A system (1) according to claims 10, characterized in that the means (5) for analyzing the shape of the pressure curve are arranged to base the analysis of the shape of the pressure curve on the further realization that the pressure of a non-leaking fuel tank (2) will fall with a second degree polynomial shaped pressure curve over time as compared to a pressure curve over time of a leaking fuel tank (2) which will have a third degree polynomial shape.
A system (1) according to claims 11, characterized in that the means (5) for analyzing the shape of the pressure curve are arranged to analyze the shape of the pressure curve using a method of fitting data such as the Least Squares method.

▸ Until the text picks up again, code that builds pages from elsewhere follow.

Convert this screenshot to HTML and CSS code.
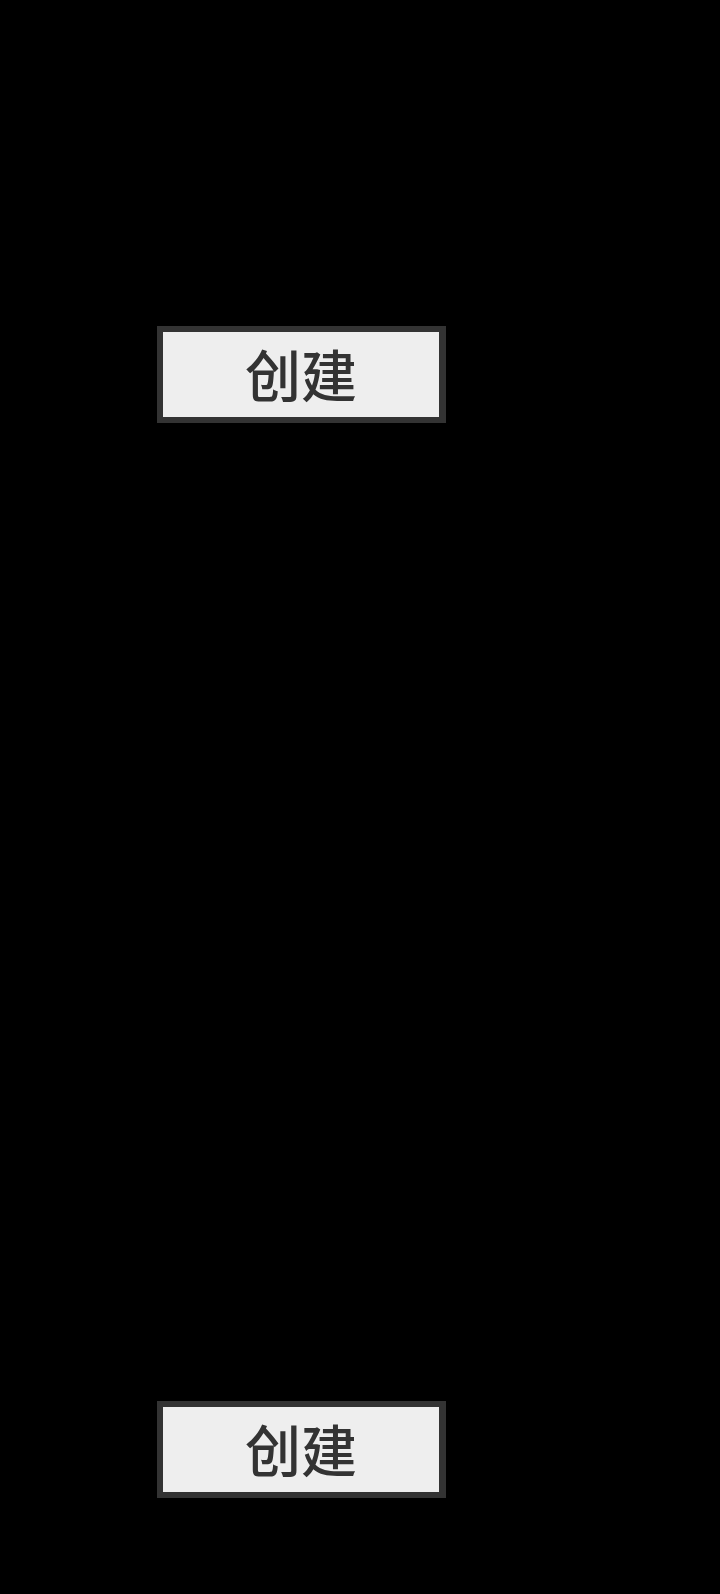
FILE: index.html
```html
<!DOCTYPE html>
<html lang="zh-CN">
<head>
<meta charset="utf-8">
<title>创建</title>
<link rel="stylesheet" href="styles.css">
</head>
<body>
<main class="screen">
  <button class="create-btn" type="button">创建</button>
  <button class="create-btn" type="button">创建</button>
</main>
</body>
</html>
```

FILE: styles.css
```css
html, body {
  margin: 0;
  padding: 0;
  background: #000;
}
.screen {
  width: 720px;
  height: 1594px;
  box-sizing: border-box;
  padding: 326px 0 0 157px;
  display: flex;
  flex-direction: column;
  align-items: flex-start;
  gap: 978px;
}
.create-btn {
  width: 289px;
  height: 97px;
  box-sizing: border-box;
  margin: 0;
  padding: 0 0 3px 0;
  border: 6px solid #333333;
  border-right-width: 7px;
  border-radius: 0;
  background: #eeeeee;
  color: #333333;
  font-family: "Noto Sans CJK SC", "Noto Sans", sans-serif;
  font-size: 56px;
  font-weight: 500;
  line-height: 1;
  display: flex;
  align-items: center;
  justify-content: center;
}
```
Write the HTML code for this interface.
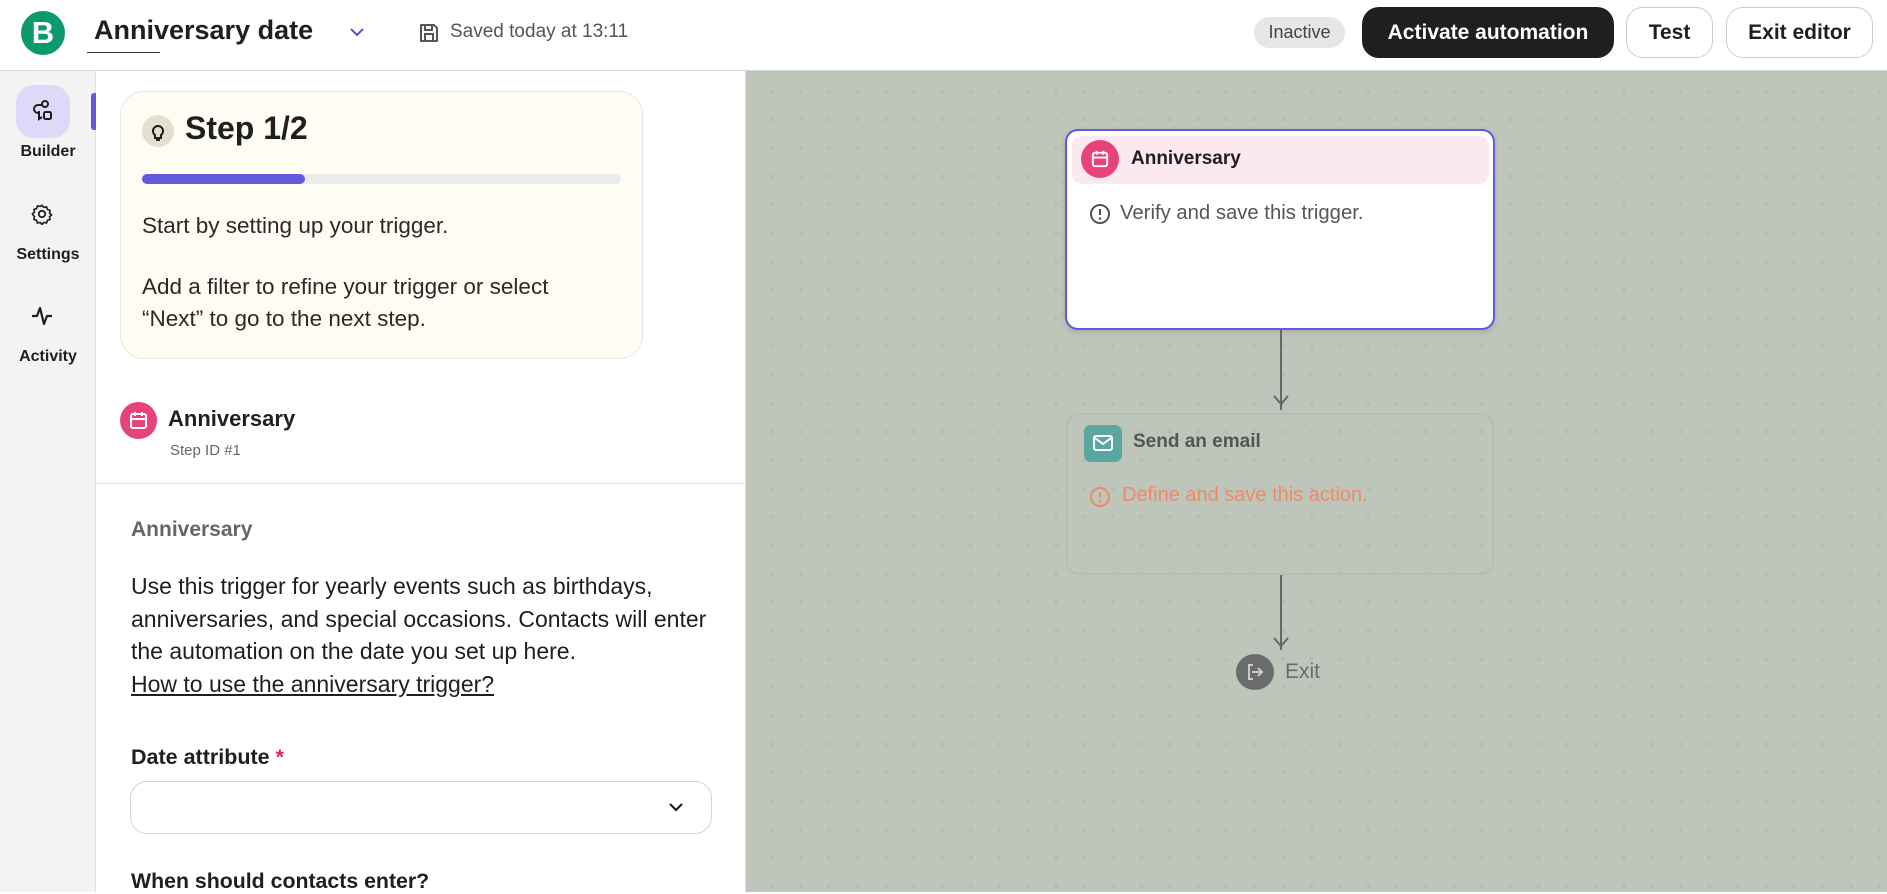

A system (1) according to claims 12, characterized in that the means (5) for analyzing the shape of the pressure curve are arranged to further base the analysis of the shape of the pressure curve on a fitting of the pressure curve from the first predetermined time t₁ to the second predetermined time t₂ into a second order polynomial where three coefficients θ₁, θ₂ and θ₃ are given according to p(t)= θ₁×t² + θ₂×t + θ₃, where p(t) is the pressure at time t.
A system (1) according to claims 13, characterized in that the means (5) for analyzing the shape of the pressure curve are arranged to further base the analysis of the shape of the pressure curve on a calculation of a final test value T=f₁×c₁ + f₂×c₂ by creating f₁= θ₃/θ₁ and f₂= θ₂/θ₁ where the coefficients c₁ and c₂ are calculated in a calibration process using discriminant analysis, and using the test value T to determine the fitting of the obtained pressure curve to a second order polynomial curve.
An automotive vehicle, characterized in that it comprises a system (1) to detect a leak in a vehicle fuel tank (2) according to any one of claims 8 to 14.